Sonderfall ist im Moment in Erfurt, dass das kleine bisschen Hilfe, dass die Behörde hier und da leisten muss, nun auch nicht mehr stattfindet. Was die Behörde im Moment macht – Abschiebungen koordinieren – ist das, wofür sie im Kern da ist: Abschrecken, ausgrenzen und am Ende abschieben. Und das ist kein Behördenversagen, das ist ihr Kerngeschäft.

Die aktuellen Vorschläge der EU-Kommision zur Umstrukturierung des Asylrechts machen diese Kernaufgabe auch nochmal deutlich: Seit 1992 geht es bei Asylpolitik nicht darum, Geflüchtete zu unterstützten, Fluchtrouten zu öffnen, Asyl zu geben, sondern immer effizienter abzueschieben, immer effizienter Grenzen zu ziehen. Und das ist kein willkürlicher Rassismus, der vorbei an rechtsstaatlichen Grundlagen geschieht. Das ist das, was der Rechtsstaat mit Gesetzten vorschreibt und was die Sachbearbeiter*innen in diesem Gebäude exekutieren.

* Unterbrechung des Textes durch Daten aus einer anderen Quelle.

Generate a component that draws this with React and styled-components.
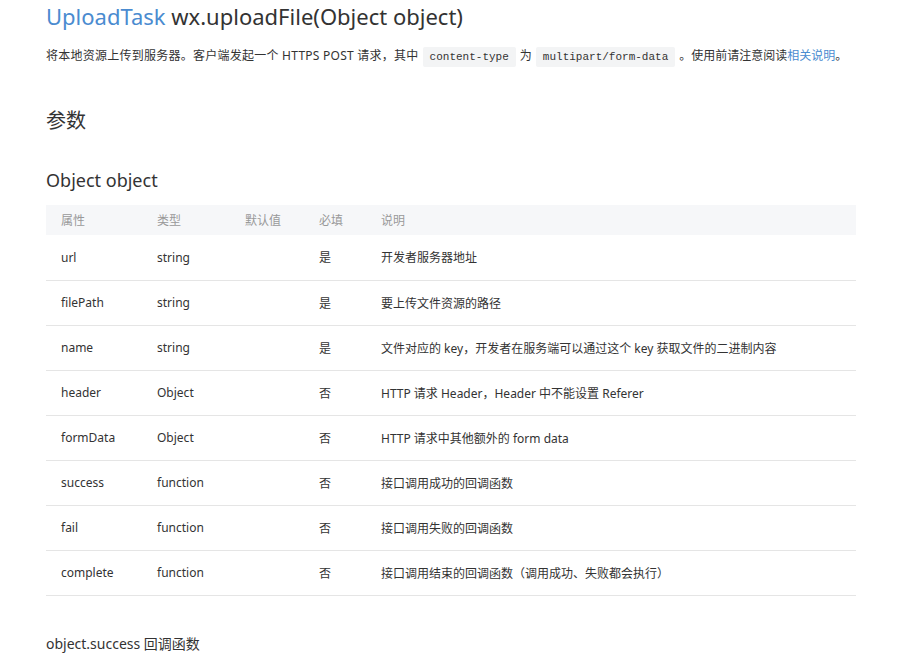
import React from 'react'
import styled, { createGlobalStyle } from 'styled-components'

const GlobalStyle = createGlobalStyle`
  * {
    box-sizing: border-box;
  }
  body {
    margin: 0;
    background: #fff;
    color: #333;
    font-family: "Noto Sans", "Noto Sans CJK SC", sans-serif;
  }
`

const Page = styled.div`
  padding: 0 40px 0 46px;
`

const Title = styled.h1`
  margin: 0;
  font-size: 22px;
  line-height: 32px;
  font-weight: 400;
  color: #333;
`

const Link = styled.a`
  color: #4a8bd0;
  text-decoration: none;
`

const Para = styled.p`
  margin: 12px 0 0;
  font-size: 12px;
  line-height: 24px;
  color: #333;
  white-space: nowrap;
`

const Lead = styled.span`
  letter-spacing: 0.25px;
`

const Code = styled.code`
  font-family: "Liberation Mono", "DejaVu Sans Mono", monospace;
  font-size: 11px;
  background: #f3f4f5;
  padding: 4px 7px;
  margin: 0 4px;
  border-radius: 2px;
`

const H2 = styled.h2`
  margin: 38px 0 0;
  font-size: 20px;
  line-height: 28px;
  font-weight: 400;
`

const H3 = styled.h3`
  margin: 32px 0 0;
  font-size: 18px;
  line-height: 26px;
  font-weight: 400;
`

const Table = styled.table`
  margin-top: 12px;
  width: 810px;
  border-collapse: collapse;
  font-size: 12px;
`

const Th = styled.th`
  background: #f6f7f9;
  height: 30px;
  padding: 0 0 0 15px;
  text-align: left;
  font-weight: 400;
  font-size: 12px;
  color: #999;
  width: ${p => p.w || 'auto'};
`

const Td = styled.td`
  height: 45px;
  padding: 0 0 0 15px;
  border-bottom: 1px solid #e5e5e5;
  color: #333;
`

const H4 = styled.h4`
  margin: 38px 0 0;
  font-size: 14px;
  line-height: 20px;
  font-weight: 400;
`

const rows = [
  ['url', 'string', '', '是', '开发者服务器地址'],
  ['filePath', 'string', '', '是', '要上传文件资源的路径'],
  ['name', 'string', '', '是', '文件对应的 key，开发者在服务端可以通过这个 key 获取文件的二进制内容'],
  ['header', 'Object', '', '否', 'HTTP 请求 Header，Header 中不能设置 Referer'],
  ['formData', 'Object', '', '否', 'HTTP 请求中其他额外的 form data'],
  ['success', 'function', '', '否', '接口调用成功的回调函数'],
  ['fail', 'function', '', '否', '接口调用失败的回调函数'],
  ['complete', 'function', '', '否', '接口调用结束的回调函数（调用成功、失败都会执行）'],
]

export default function App() {
  return (
    <Page>
      <GlobalStyle />
      <Title>
        <Link href="#">UploadTask</Link> wx.uploadFile(Object object)
      </Title>
      <Para>
        <Lead>将本地资源上传到服务器。客户端发起一个 HTTPS POST 请求，其中</Lead><Code>content-type</Code>为<Code>multipart/form-data</Code>。使用前请注意阅读<Link href="#">相关说明</Link>。
      </Para>
      <H2>参数</H2>
      <H3>Object object</H3>
      <Table>
        <thead>
          <tr>
            <Th w="96px">属性</Th>
            <Th w="88px">类型</Th>
            <Th w="74px">默认值</Th>
            <Th w="62px">必填</Th>
            <Th>说明</Th>
          </tr>
        </thead>
        <tbody>
          {rows.map(r => (
            <tr key={r[0]}>
              {r.map((c, i) => (
                <Td key={i}>{c}</Td>
              ))}
            </tr>
          ))}
        </tbody>
      </Table>
      <H4>object.success 回调函数</H4>
    </Page>
  )
}
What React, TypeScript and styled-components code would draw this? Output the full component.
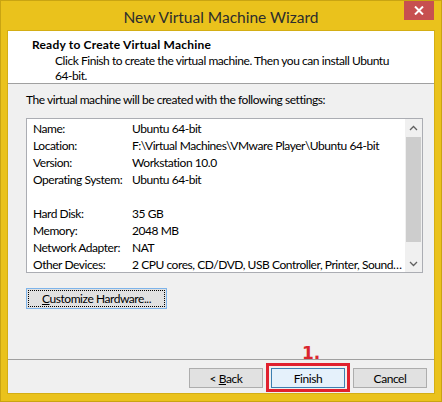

Innerhalb dieser rasssitischen Rechtsordnung gibt es natürlich auch willkürlichen Rassismus. Roma Thüringen – eine Gruppe selbstorganisierter Geflüchteter, die mittlerweile fast alle abgeschoben wurden – haben vor ein paar Jahren genau hier Berichte über besonders rassistische Sachbearbeiter*innen vorgelesen.

Aber auch ohne den individuellen Rassismus von Behördenmitarbeiter*innen ist es die Aufgabe dieser Behörde, rassistische Gesetze durchzusetzen – und das ist keine Willkür, das ist systematisch geplanter und politisch gewollter Rassismus.

Ein Rassismus, der im Kern darin besteht, dass zum deutschen Staat eben dazugehören darf, wer deutsche Eltern hat. Wer deutsche Eltern hat, bekommt einen Pass mit, der den visafreien Zugang zu 173 Ländern der Welt erlaubt.
Wer in Deutschland aufwächst, lebt in einem Teil der Welt, der seit 500 Jahren auf Kosten des globalen Südens Reichtum anhäuft. Wer das Pech hat, den falschen Pass zu besitzen, hat hier halt erst mal nichts verloren – außer er bringt sehr eng begrenzte Verfolgungsgeschichten mit, ist über die anerkannten Wege eingereist (also nicht über einen sicheren Drittstaat) oder kann als Fachkraft oder Billiglohn-Arbeiter*in dem Standort helfen.

Wenn wir also wollen, dass diese rassistische Behördenpraxis aufhört, reicht es nicht, zu fordern, dass die Ausländerbehörde ihren Job richtig macht. Diese Behörde muss vielmehr ersatzlos aufgelöst werden, die Grenzen müssen geöffnet, die Festung Europa geschleift werden. Bis dahin geht es nicht darum, dass hier jemand seinen Job richtig macht, sondern darum, zu verhindern, dass die Leute hier ihren Job machen können: Indem man Abschiebungen verhindert, Illegalisierte versteckt und alles dafür tut, dass der ganz normale, alltägliche Rassismus der Behördenpraxis ins Leere läuft.

Es ist schon ein guter Anfang, hier und im Alltag immer wieder zu sagen, dass einer oder einem das nicht passt, was hier passiert. Aber eigentlich geht es darum, dafür zu sorgen, dass es nicht passiert.

Und beim Thema Abschiebungen gibt es sogar eine Möglichkeit, das zu tun, nämlich: Menschen vor Abschiebungen zu verstecken. In Thüringen hat sich dafür vor einigen Wochen das Netzwerk Soliasyl-gegründet, das Strukturen aufbauen will, um genau das zu gewährleisten. Das ist natürlich auch nur ein kleiner, individueller Schritt, aber trotzdem viel mehr, als nur im Alltag zu sagen was uns nicht passt. Wenn euch das interessiert, ihr dazu Möglichkeiten bei euch seht oder Bedarf habt: Informiert auch auf der Seite http://soliasyl.noblogs.org.

Das ist wie gesagt nur ein kleiner Schritt. Aber einer, bei dem es darum geht, dieser Behörde ihren rassistischen Job so schwer wie möglich zu machen.
Im übrigen sind wir – das wurde wohl klar – der Ansicht, dass auf lange Sicht alle Grenzen abgeschafft werden müssen.